### TASK STATEMENT
Retype the lines beneath this one, from the first through the line containing "71L491 78L498 85M506". Pictures are left out.

++++

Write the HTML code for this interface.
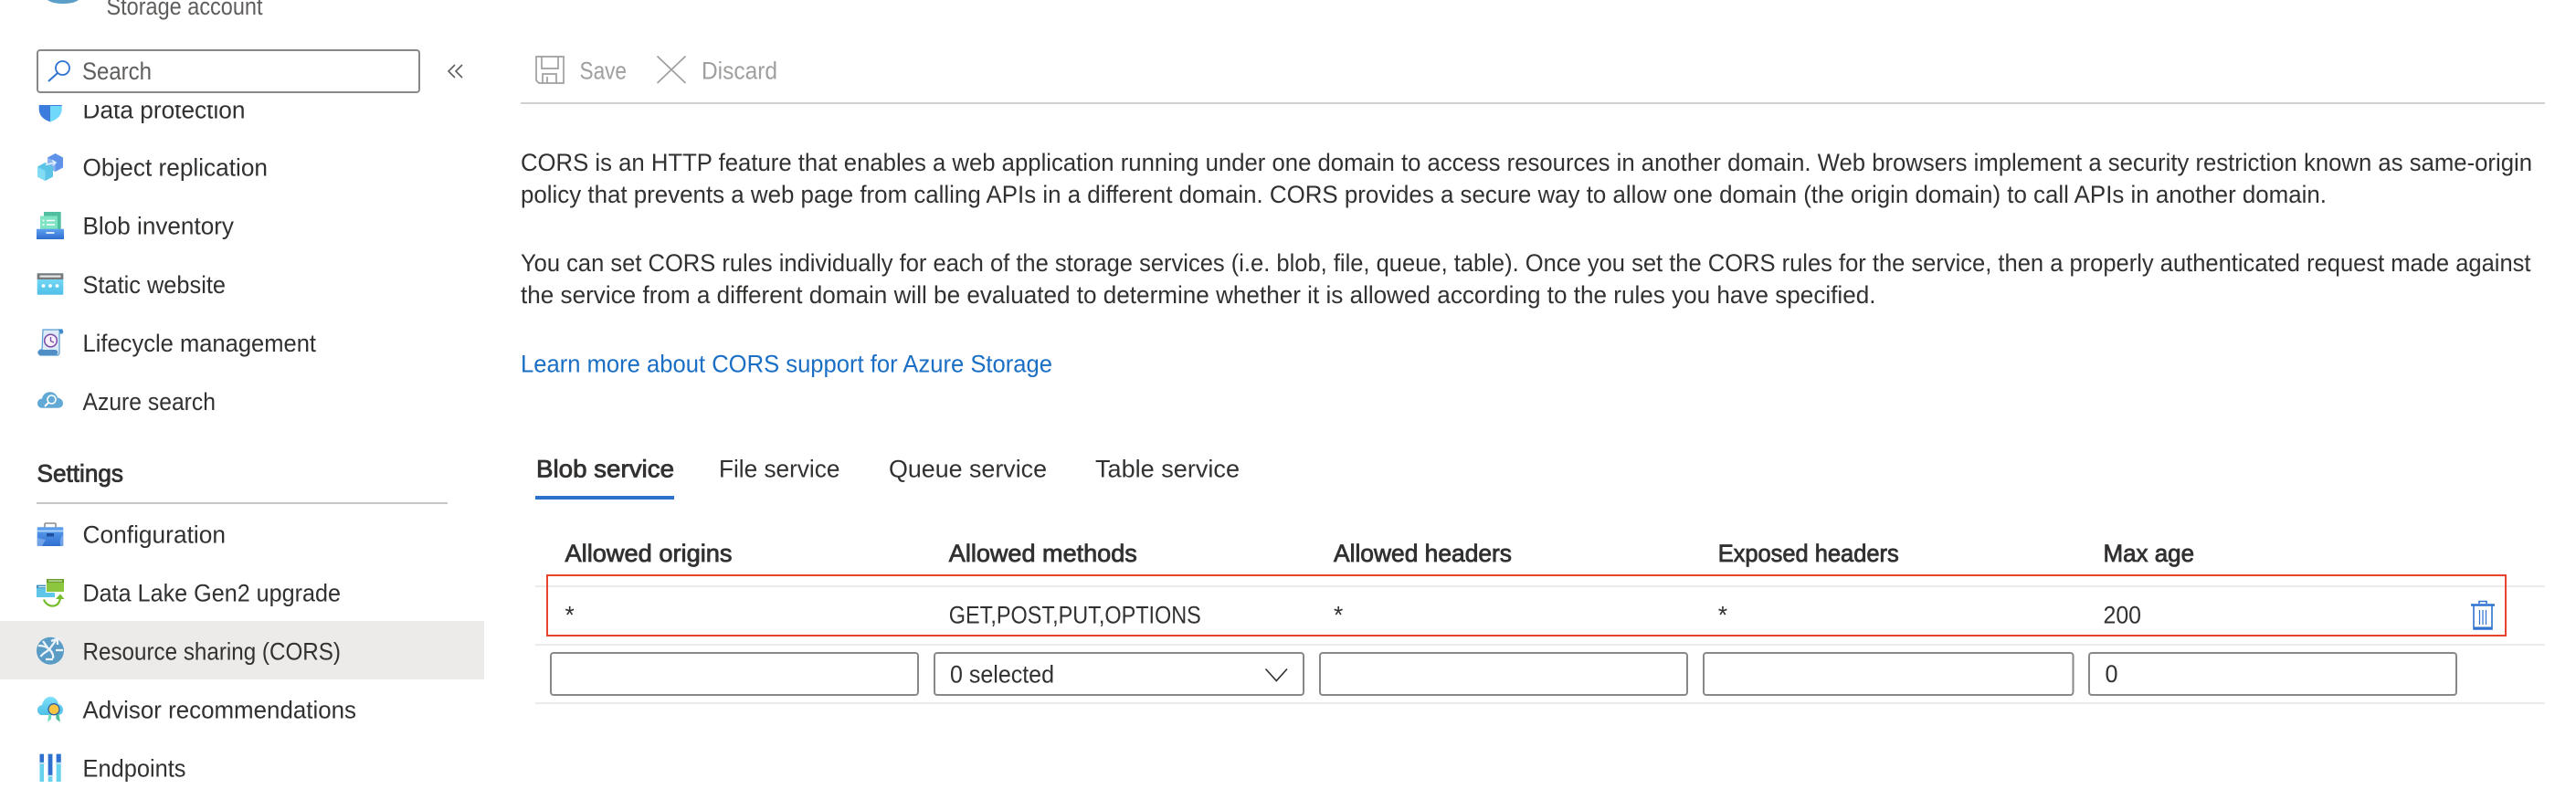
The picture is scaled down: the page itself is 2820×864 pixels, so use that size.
<!DOCTYPE html>
<html lang="en">
<head>
<meta charset="utf-8">
<title>Resource sharing (CORS)</title>
<style>
html,body{margin:0;padding:0;width:2820px;height:864px;overflow:hidden;background:#fff}
svg{display:block}
text{font-family:"Liberation Sans",Arial,sans-serif;font-size:26.5px;fill:#323130}
.m{fill:#605e5c}
.d{fill:#a19f9d}
.l{fill:#1a6fc4}
.s{stroke:#323130;stroke-width:.8px}
.b{fill:#fff;stroke:#8a8886;stroke-width:2}
</style>
</head>
<body>
<svg width="2820" height="864" viewBox="0 0 2820 864" xmlns="http://www.w3.org/2000/svg">
<defs>
<linearGradient id="gb" x1="0" y1="0" x2="0" y2="1"><stop offset="0" stop-color="#5ea0ef"/><stop offset="1" stop-color="#2f6fd0"/></linearGradient>
<linearGradient id="gc" x1="0" y1="0" x2="0" y2="1"><stop offset="0" stop-color="#7fe0fb"/><stop offset="1" stop-color="#4fbfe6"/></linearGradient>
<clipPath id="navclip"><rect x="0" y="115" width="530" height="749"/></clipPath>
</defs>

<!-- top logo fragment -->
<path d="M52 0H86C82 3 76 4 69 4C62 4 56 3 52 0Z" fill="#5b9fc9"/>
<text x="116.500" y="16" class="m" textLength="171" lengthAdjust="spacingAndGlyphs">Storage account</text>

<!-- search -->
<rect x="41" y="55" width="418" height="46" rx="3" class="b"/>
<circle cx="68.500" cy="74.500" r="7.500" fill="none" stroke="#2f72cf" stroke-width="1.800"/>
<path d="M63 80L53 89" stroke="#2f72cf" stroke-width="2" fill="none"/>
<text x="90" y="87" class="m" textLength="76" lengthAdjust="spacingAndGlyphs">Search</text>
<path d="M498 71L491 78L498 85M506 71L499 78L506 85" fill="none" stroke="#605e5c" stroke-width="1.600"/>

<!-- nav -->
<g clip-path="url(#navclip)">
<text x="90.500" y="129.300" textLength="178" lengthAdjust="spacingAndGlyphs">Data protection</text>
<path d="M42.700 115H55V133.500C48 131 42.700 127 42.700 119Z" fill="#3c7cdc"/>
<path d="M55 115H67.700V119C67.700 127 62 131 55 133.500Z" fill="#6fd8fb"/>
<path d="M55 115H67.700V116H55Z" fill="#3c7cdc"/>
</g>

<text x="90.500" y="192.700" textLength="202.500" lengthAdjust="spacingAndGlyphs">Object replication</text>
<path d="M60.500 168L69 172.500V183.500L60.500 188L52 183.500V172.500Z" fill="#5f93ea"/>
<path d="M52 172.500L60.500 177V188L52 183.500Z" fill="#8cb2f2"/>
<path d="M49.500 178L58 182.500V193.500L49.500 198L41 193.500V182.500Z" fill="#5cc4e6"/>
<path d="M41 182.500L49.500 187V198L41 193.500Z" fill="#82dcf4"/>
<path d="M50 180.500L60 178M57 175.500L61 178L58 181" stroke="#dff1fb" stroke-width="1.500" fill="none"/>

<text x="90.500" y="256.700" textLength="165.500" lengthAdjust="spacingAndGlyphs">Blob inventory</text>
<path d="M48 232H66.700V251H48Z" fill="#4fbfa0"/>
<path d="M44 236.500H63V251H44Z" fill="#7fe3c4"/>
<path d="M46.500 241.500H48.500M51 241.500H60M46.500 246H48.500M51 246H60" stroke="#fff" stroke-width="1.600"/>
<path d="M40 250.700H70V262H40Z" fill="url(#gb)"/>
<path d="M50.500 255H59.500" stroke="#e8f1fd" stroke-width="1.800"/>

<text x="90.500" y="321" textLength="156.500" lengthAdjust="spacingAndGlyphs">Static website</text>
<rect x="40.700" y="299.300" width="28.600" height="23.400" rx="1" fill="url(#gc)"/>
<rect x="40.700" y="299.300" width="28.600" height="6.700" fill="#7a7a7a"/>
<rect x="43.500" y="301.500" width="23" height="2.200" fill="#e8e8e8"/>
<circle cx="47.500" cy="313" r="1.900" fill="#fff"/><circle cx="55" cy="313" r="1.900" fill="#fff"/><circle cx="62.500" cy="313" r="1.900" fill="#fff"/>

<text x="90.500" y="385" textLength="255.500" lengthAdjust="spacingAndGlyphs">Lifecycle management</text>
<path d="M47 361H68V365H65V386C65 388 64 389 63 389H44V383H46Z" fill="#dcebf7" stroke="#5a9bd0" stroke-width="1.200"/>
<path d="M64 360.500H67C68.500 360.500 69.300 362 69.300 364.500H65Z" fill="#3f8ccc"/>
<rect x="41.300" y="383" width="22" height="6" rx="3" fill="#4f8fc6"/>
<circle cx="55.500" cy="373" r="6.800" fill="#f5f0fa" stroke="#7d4aa8" stroke-width="1.500"/>
<path d="M55.500 369V373.500L59 375" stroke="#7d4aa8" stroke-width="1.300" fill="none"/>

<text x="90.500" y="449" textLength="145.500" lengthAdjust="spacingAndGlyphs">Azure search</text>
<path d="M46 446.700C42.500 446.700 41 444 41 441.500C41 438.500 43.500 436.500 46 436.500C47 432 50.500 429.300 54.500 429.300C59 429.300 62 432 63 435.500C66.500 436 69 438.500 69 441.500C69 444.500 67 446.700 63.500 446.700Z" fill="#62a9d6"/>
<circle cx="56.500" cy="437.500" r="4.500" fill="none" stroke="#fff" stroke-width="1.600"/>
<path d="M53 441L49 445" stroke="#fff" stroke-width="2"/>

<text x="40.500" y="527.700" class="s" textLength="94.500" lengthAdjust="spacingAndGlyphs">Settings</text>
<rect x="40" y="550" width="450" height="2" fill="#c8c6c4"/>

<text x="90.500" y="594.500" textLength="156.500" lengthAdjust="spacingAndGlyphs">Configuration</text>
<path d="M49 577.500V574C49 573.300 49.500 573 50 573H60C60.500 573 61 573.300 61 574V577.500" fill="none" stroke="#8d8d8d" stroke-width="1.600"/>
<rect x="40.700" y="577.300" width="28.600" height="20.700" rx="1" fill="url(#gb)"/>
<rect x="40.700" y="580.500" width="28.600" height="2" fill="#bfe0fb" opacity=".8"/>
<rect x="51" y="584" width="8" height="3.500" fill="#1f4f9e"/>
<path d="M41 589L50 591L46 598H41Z" fill="#8ab4f0" opacity=".7"/>
<path d="M69 586C66 588 65 594 66.500 598H69Z" fill="#8ab4f0" opacity=".7"/>

<text x="90.500" y="658.500" textLength="282.500" lengthAdjust="spacingAndGlyphs">Data Lake Gen2 upgrade</text>
<rect x="40" y="640.700" width="20" height="13.300" fill="#5fc6ea"/>
<rect x="40" y="640.700" width="20" height="3.500" fill="#3f8fb8"/>
<rect x="42" y="642" width="9" height="1.200" fill="#d9eef7"/>
<rect x="50" y="633" width="21" height="16" fill="#fff"/>
<rect x="51" y="634" width="19" height="14" fill="#8cc63f"/>
<rect x="51" y="634" width="19" height="4" fill="#6a9e2d"/>
<rect x="53" y="635.500" width="15" height="1.200" fill="#d5e8b8"/>
<path d="M48 656.500C50 662 55 664 58.500 663.500C63 663 65.500 660 66 654" fill="none" stroke="#76bc2d" stroke-width="2.200"/>
<path d="M61 656L66 650.500L70.500 656Z" fill="#76bc2d"/>

<rect x="0" y="680" width="530" height="64" fill="#edebe9"/>
<text x="90.500" y="722.500" textLength="282.500" lengthAdjust="spacingAndGlyphs">Resource sharing (CORS)</text>
<circle cx="55" cy="712.700" r="15" fill="#5a9cc6"/>
<path d="M42 707C47 707 51 708 54 711L62 700M56 702L63 699.500L63 706M54 711C51 714 47 715 44.500 719M54 711C57 714 59 717 58 721M50 722L58 722M61 712L69 712M47 702L52 709" fill="none" stroke="#edf4f9" stroke-width="2.300"/>

<text x="90.500" y="786.500" textLength="299.500" lengthAdjust="spacingAndGlyphs">Advisor recommendations</text>
<path d="M46 783C43 783 41 780.500 41 777.500C41 774.500 43 772.500 46 772C47 767 50.500 763 55 763C60 763 63 766.500 64 771C67 771.500 69 774 69 777C69 780.500 67 783 63.500 783Z" fill="url(#gc)"/>
<path d="M54 779L52 790.700L56 787.500L56.500 781Z" fill="#6fdcc0"/>
<path d="M64 779L66 790.700L61.500 787.500L61 781Z" fill="#4fbfa0"/>
<circle cx="59" cy="776.700" r="6" fill="#f6c544" stroke="#2f5fa8" stroke-width="1.300"/>

<text x="90.500" y="850.500" textLength="113" lengthAdjust="spacingAndGlyphs">Endpoints</text>
<rect x="43.500" y="825.700" width="4.500" height="30.300" fill="#66d2ee"/>
<rect x="43.500" y="825.700" width="4.500" height="9" fill="#2f6fd0"/>
<rect x="42.500" y="835" width="6.500" height="1.500" fill="#cfe3f5"/>
<rect x="52.700" y="825.700" width="4.700" height="30.300" fill="#66d2ee"/>
<rect x="52.700" y="825.700" width="4.700" height="23" fill="#2f6fd0"/>
<rect x="51.700" y="849" width="6.700" height="1.500" fill="#cfe3f5"/>
<rect x="61.700" y="825.700" width="5" height="30.300" fill="#66d2ee"/>
<rect x="61.700" y="825.700" width="5" height="9" fill="#2f6fd0"/>
<rect x="60.700" y="835" width="7" height="1.500" fill="#cfe3f5"/>

<!-- toolbar -->
<g fill="none" stroke="#a19f9d" stroke-width="1.700">
<path d="M587 62H617V91H590L587 88Z"/>
<path d="M593 62V75H611V62"/>
<path d="M594 91V81H609V91M599 84V91"/>
<path d="M719.500 61.500L750.500 91M750.500 61.500L719.500 91"/>
</g>
<text x="634.500" y="86.700" class="d" textLength="51.500" lengthAdjust="spacingAndGlyphs">Save</text>
<text x="768" y="86.700" class="d" textLength="83" lengthAdjust="spacingAndGlyphs">Discard</text>
<rect x="570" y="112" width="2216" height="2" fill="#d2d0ce"/>

<!-- description -->
<text x="570" y="187" textLength="2202" lengthAdjust="spacingAndGlyphs">CORS is an HTTP feature that enables a web application running under one domain to access resources in another domain. Web browsers implement a security restriction known as same-origin</text>
<text x="570" y="222" textLength="1977" lengthAdjust="spacingAndGlyphs">policy that prevents a web page from calling APIs in a different domain. CORS provides a secure way to allow one domain (the origin domain) to call APIs in another domain.</text>
<text x="570" y="297" textLength="2200.500" lengthAdjust="spacingAndGlyphs">You can set CORS rules individually for each of the storage services (i.e. blob, file, queue, table). Once you set the CORS rules for the service, then a properly authenticated request made against</text>
<text x="570" y="332" textLength="1483.500" lengthAdjust="spacingAndGlyphs">the service from a different domain will be evaluated to determine whether it is allowed according to the rules you have specified.</text>
<text x="570" y="407.700" class="l" textLength="582" lengthAdjust="spacingAndGlyphs">Learn more about CORS support for Azure Storage</text>

<!-- tabs -->
<text x="587" y="522.300" class="s" textLength="151" lengthAdjust="spacingAndGlyphs">Blob service</text>
<text x="787" y="522.300" textLength="132.400" lengthAdjust="spacingAndGlyphs">File service</text>
<text x="973" y="522.300" textLength="173" lengthAdjust="spacingAndGlyphs">Queue service</text>
<text x="1199" y="522.300" textLength="158" lengthAdjust="spacingAndGlyphs">Table service</text>
<rect x="586" y="543" width="152" height="4" fill="#2b71cc"/>

<!-- table -->
<text x="618.500" y="615" class="s" textLength="183" lengthAdjust="spacingAndGlyphs">Allowed origins</text>
<text x="1038.800" y="615" class="s" textLength="206" lengthAdjust="spacingAndGlyphs">Allowed methods</text>
<text x="1460" y="615" class="s" textLength="195" lengthAdjust="spacingAndGlyphs">Allowed headers</text>
<text x="1880.700" y="615" class="s" textLength="198" lengthAdjust="spacingAndGlyphs">Exposed headers</text>
<text x="2302.500" y="615" class="s" textLength="99.500" lengthAdjust="spacingAndGlyphs">Max age</text>

<rect x="586" y="641" width="2200" height="2" fill="#edebe9"/>
<rect x="586" y="705" width="2200" height="2" fill="#edebe9"/>
<rect x="586" y="769" width="2200" height="2" fill="#edebe9"/>

<text x="618.500" y="682.700">*</text>
<text x="1038.800" y="682.700" textLength="276" lengthAdjust="spacingAndGlyphs">GET,POST,PUT,OPTIONS</text>
<text x="1460" y="682.700">*</text>
<text x="1880.700" y="682.700">*</text>
<text x="2302.500" y="682.700" textLength="41.500" lengthAdjust="spacingAndGlyphs">200</text>

<!-- trash -->
<g fill="none" stroke="#2f72cf">
<path d="M2705 662.500H2731" stroke-width="2.400"/>
<path d="M2714 661V658.500H2722V661" stroke-width="1.600"/>
<path d="M2708 663V689H2728V663" stroke-width="1.600"/>
<path d="M2708 687.500H2728" stroke-width="2"/>
<path d="M2714.500 668V684M2718 668V684M2721.500 668V684" stroke-width="1.200"/>
</g>

<!-- red highlight -->
<rect x="599" y="630" width="2144" height="66" fill="none" stroke="#e8432b" stroke-width="2"/>

<!-- inputs -->
<rect x="603" y="715" width="402" height="46" rx="3" class="b"/>
<rect x="1023" y="715" width="404" height="46" rx="3" class="b"/>
<rect x="1445" y="715" width="402" height="46" rx="3" class="b"/>
<rect x="1865" y="715" width="404.500" height="46" rx="3" class="b"/>
<rect x="2287" y="715" width="402" height="46" rx="3" class="b"/>
<text x="1040" y="747.700" textLength="114" lengthAdjust="spacingAndGlyphs">0 selected</text>
<path d="M1385.500 732.500L1397.300 745.500L1409 732.500" fill="none" stroke="#323130" stroke-width="1.600"/>
<text x="2304.500" y="747" textLength="14" lengthAdjust="spacingAndGlyphs">0</text>
</svg>
</body>
</html>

++++

### REPLY
Write the HTML code for this interface.
The picture is scaled down: the page itself is 2820×864 pixels, so use that size.
<!DOCTYPE html>
<html lang="en">
<head>
<meta charset="utf-8">
<title>Resource sharing (CORS)</title>
<style>
html,body{margin:0;padding:0;width:2820px;height:864px;overflow:hidden;background:#fff}
svg{display:block}
text{font-family:"Liberation Sans",Arial,sans-serif;font-size:26.5px;fill:#323130}
.m{fill:#605e5c}
.d{fill:#a19f9d}
.l{fill:#1a6fc4}
.s{stroke:#323130;stroke-width:.8px}
.b{fill:#fff;stroke:#8a8886;stroke-width:2}
</style>
</head>
<body>
<svg width="2820" height="864" viewBox="0 0 2820 864" xmlns="http://www.w3.org/2000/svg">
<defs>
<linearGradient id="gb" x1="0" y1="0" x2="0" y2="1"><stop offset="0" stop-color="#5ea0ef"/><stop offset="1" stop-color="#2f6fd0"/></linearGradient>
<linearGradient id="gc" x1="0" y1="0" x2="0" y2="1"><stop offset="0" stop-color="#7fe0fb"/><stop offset="1" stop-color="#4fbfe6"/></linearGradient>
<clipPath id="navclip"><rect x="0" y="115" width="530" height="749"/></clipPath>
</defs>

<!-- top logo fragment -->
<path d="M52 0H86C82 3 76 4 69 4C62 4 56 3 52 0Z" fill="#5b9fc9"/>
<text x="116.500" y="16" class="m" textLength="171" lengthAdjust="spacingAndGlyphs">Storage account</text>

<!-- search -->
<rect x="41" y="55" width="418" height="46" rx="3" class="b"/>
<circle cx="68.500" cy="74.500" r="7.500" fill="none" stroke="#2f72cf" stroke-width="1.800"/>
<path d="M63 80L53 89" stroke="#2f72cf" stroke-width="2" fill="none"/>
<text x="90" y="87" class="m" textLength="76" lengthAdjust="spacingAndGlyphs">Search</text>
<path d="M498 71L491 78L498 85M506 71L499 78L506 85" fill="none" stroke="#605e5c" stroke-width="1.600"/>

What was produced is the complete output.